Unfortunately, we did not obtain any biological sample from the bone-marrow-donor relative of the mother and also the egg donor. Otherwise, we can devise a more unified decomposition model using polymorphic loci and all parental donors’ genotype profiles involved in the mixture, extending the pseudo-tetraploid genotyping (PTG) methodology to pseudo-hexaploid genotyping by incorporating additional donor fraction coefficient into the model and solving a similar maximum likelihood model [13].

On the other hand, with such a mixed genetic background, our customized SNP-based panel which utilizes populational polymorphism to quantify genetic difference can correctly infer the relative genetic similarity between samples and provide a classification of the degree of relationship.
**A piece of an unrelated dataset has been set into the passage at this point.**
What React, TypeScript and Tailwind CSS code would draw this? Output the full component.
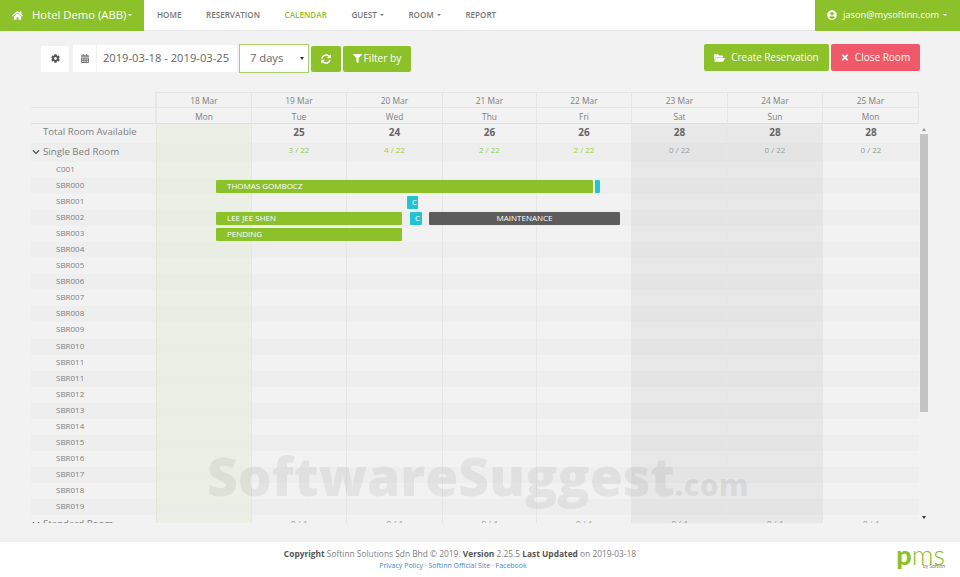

It can also be utilized to distinguish zygosity in twin pregnancies noninvasively [17]. Similar to the existing Non-Invasive Prenatal Paternity Test (NIPPT) prototype [18], ultimately the proposed protocol enables yet another streamlined NIPPT setting using panel-based NIPT in the near future, which already combines the utilities of chromosomal aneuploidy detection, CNV detection and also single-gene disorders identification [3]. Such a unified solution could greatly improve prenatal diagnostic yield and further elucidate understanding of complications in maternal-fetal medicine.